[START Given records]

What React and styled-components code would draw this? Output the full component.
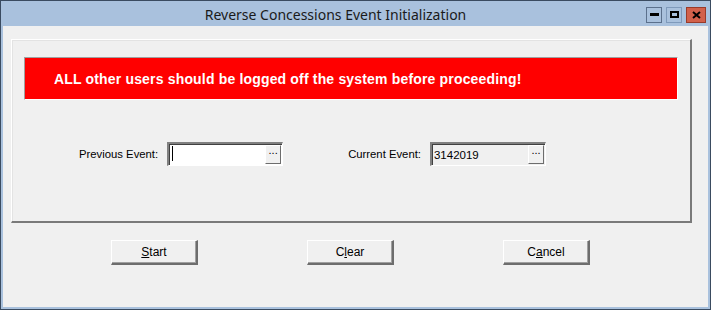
import styled, { createGlobalStyle } from "styled-components"

const Global = createGlobalStyle`
    html, body { margin: 0; padding: 0; background: #f0f0f0; }
    body { font-family: "Liberation Sans", Arial, sans-serif; }
`

const Window = styled.div`
    width: 711px;
    height: 310px;
    box-sizing: border-box;
    border: 1px solid #3a4b60;
    background: #a9c1dd;
    padding: 0 2px 2px 2px;
    display: flex;
    flex-direction: column;
`
const TitleBar = styled.div`
    height: 25px;
    position: relative;
    display: flex;
    align-items: center;
    justify-content: center;
    padding-right: 40px;
`
const Title = styled.span`
    font-family: "Noto Sans", "Open Sans", sans-serif;
    font-size: 14px;
    color: #1a1a1a;
    margin-top: 1px;
`
const Controls = styled.div`
    position: absolute;
    right: 2px;
    top: 6px;
    display: flex;
    gap: 4px;
`
const CtrlButton = styled.div`
    width: ${p => p.close ? 20 : 16}px;
    height: 16px;
    box-sizing: border-box;
    border: 1px solid ${p => p.close ? "#9a3b2a" : p.light ? "#7f9abb" : "#5b708c"};
    background: ${p => p.close ? "#d2614b" : "#a9c1dd"};
    display: flex;
    align-items: center;
    justify-content: center;
`
const Client = styled.div`
    flex: 1;
    background: #f0f0f0;
    padding: 13px 16px 0 8px;
    display: flex;
    flex-direction: column;
`
const GroupBox = styled.div`
    height: 184px;
    box-sizing: border-box;
    border-top: 1px solid #ffffff;
    border-left: 1px solid #ffffff;
    border-right: 2px solid #7a7a7a;
    border-bottom: 2px solid #7a7a7a;
    box-shadow: inset 1px 1px 0 #e3e3e3;
    padding: 17px 12px 0 12px;
`
const Banner = styled.div`
    height: 43px;
    box-sizing: border-box;
    background: #ff0000;
    border-top: 1px solid #a0a0a0;
    border-left: 1px solid #a0a0a0;
    border-right: 1px solid #ffffff;
    border-bottom: 1px solid #ffffff;
    display: flex;
    align-items: center;
    padding-left: 29px;
    color: #ffffff;
    font-weight: bold;
    font-size: 14px;
    letter-spacing: 0.17px;
`
const FieldRow = styled.div`
    display: flex;
    align-items: center;
    margin-top: 42px;
    padding-left: 55px;
`
const Label = styled.span`
    font-size: 11.3px;
    color: #000;
    margin-right: 9px;
    margin-left: ${p => p.offset || 0}px;
`
const Field = styled.div`
    width: 116px;
    height: 24px;
    box-sizing: border-box;
    border-top: 2px solid #808080;
    border-left: 2px solid #808080;
    border-right: 1px solid #ffffff;
    border-bottom: 1px solid #ffffff;
    box-shadow: inset 1px 1px 0 #404040;
    background: ${p => p.readonly ? "#f0f0f0" : "#ffffff"};
    display: flex;
    align-items: center;
    padding: 1px 1px 1px 2px;
`
const FieldText = styled.span`
    flex: 1;
    font-size: 11.5px;
    color: #000;
`
const Caret = styled.span`
    display: inline-block;
    width: 1px;
    height: 15px;
    background: #000;
    margin-left: 1px;
`
const DotsButton = styled.div`
    width: 16px;
    height: 19px;
    box-sizing: border-box;
    border-top: 1px solid #ffffff;
    border-left: 1px solid #ffffff;
    border-right: 1px solid #6d6d6d;
    border-bottom: 1px solid #6d6d6d;
    background: #f0f0f0;
    font-size: 11px;
    line-height: 19px;
    text-align: center;
    color: #000;
    display: flex;
    align-items: flex-end;
    justify-content: center;
    padding-bottom: 3px;
`
const ButtonRow = styled.div`
    display: flex;
    gap: 109px;
    margin-top: 17px;
    padding-left: 100px;
`
const Button = styled.div`
    width: 87px;
    height: 25px;
    box-sizing: border-box;
    border-top: 1px solid #ffffff;
    border-left: 1px solid #ffffff;
    border-right: 2px solid #6d6d6d;
    border-bottom: 2px solid #6d6d6d;
    box-shadow: inset -1px -1px 0 #a0a0a0;
    background: #f0f0f0;
    display: flex;
    align-items: center;
    justify-content: center;
    font-size: 12px;
    color: #000;
    u { text-decoration: underline; }
`

export default function App() {
    return (
        <Window>
            <Global />
            <TitleBar>
                <Title>Reverse Concessions Event Initialization</Title>
                <Controls>
                    <CtrlButton>
                        <svg width="9" height="4"><rect x="0" y="0" width="9" height="3" fill="#000" /></svg>
                    </CtrlButton>
                    <CtrlButton light>
                        <svg width="9" height="8"><rect x="1" y="1" width="7" height="5" fill="none" stroke="#000" strokeWidth="2" /></svg>
                    </CtrlButton>
                    <CtrlButton close>
                        <svg width="9" height="8"><path d="M1 1 L8 7 M8 1 L1 7" stroke="#000" strokeWidth="2" /></svg>
                    </CtrlButton>
                </Controls>
            </TitleBar>
            <Client>
                <GroupBox>
                    <Banner>ALL other users should be logged off the system before proceeding!</Banner>
                    <FieldRow>
                        <Label>Previous Event:</Label>
                        <Field>
                            <FieldText><Caret /></FieldText>
                            <DotsButton>...</DotsButton>
                        </Field>
                        <Label offset={65}>Current Event:</Label>
                        <Field readonly>
                            <FieldText>3142019</FieldText>
                            <DotsButton>...</DotsButton>
                        </Field>
                    </FieldRow>
                </GroupBox>
                <ButtonRow>
                    <Button><span><u>S</u>tart</span></Button>
                    <Button><span>C<u>l</u>ear</span></Button>
                    <Button><span>C<u>a</u>ncel</span></Button>
                </ButtonRow>
            </Client>
        </Window>
    )
}
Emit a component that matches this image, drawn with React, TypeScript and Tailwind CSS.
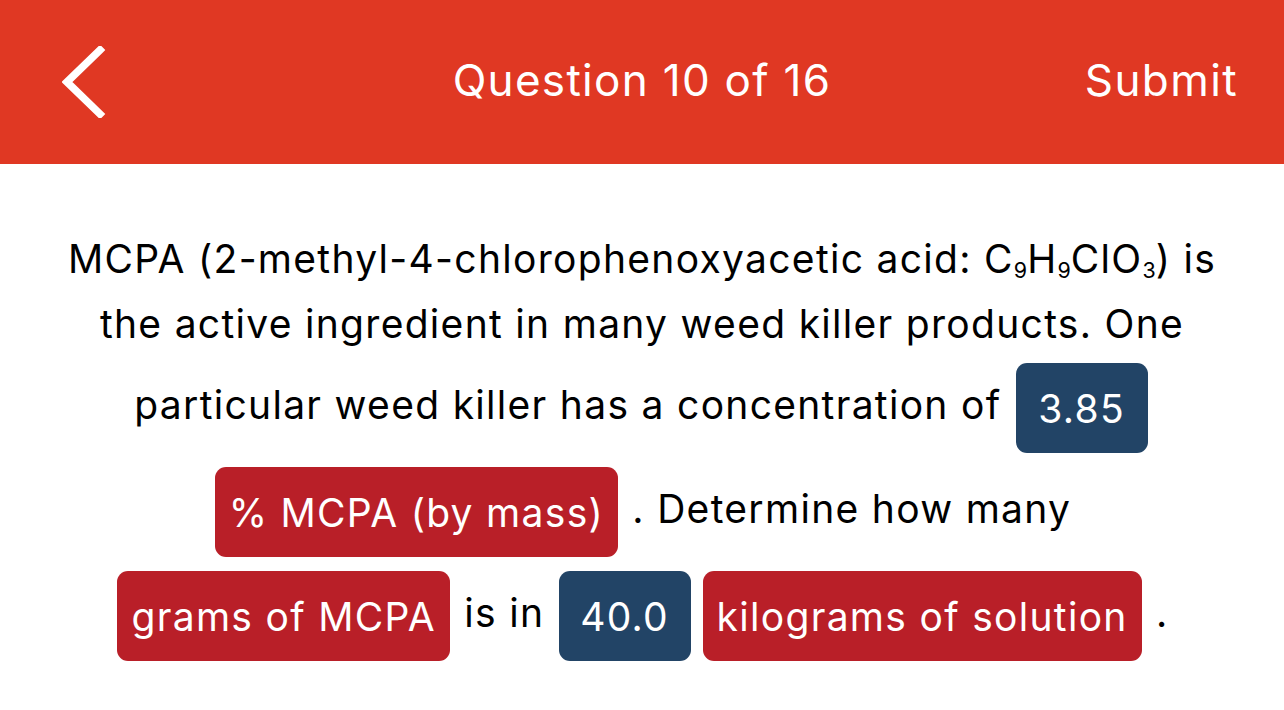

[END Given records]

◆ Requirements
Show the lines of the records that include the string "this".

◆ In response
What React and styled-components code would draw this? Output the full component.
Emit a component that matches this image, drawn with React, TypeScript and Tailwind CSS.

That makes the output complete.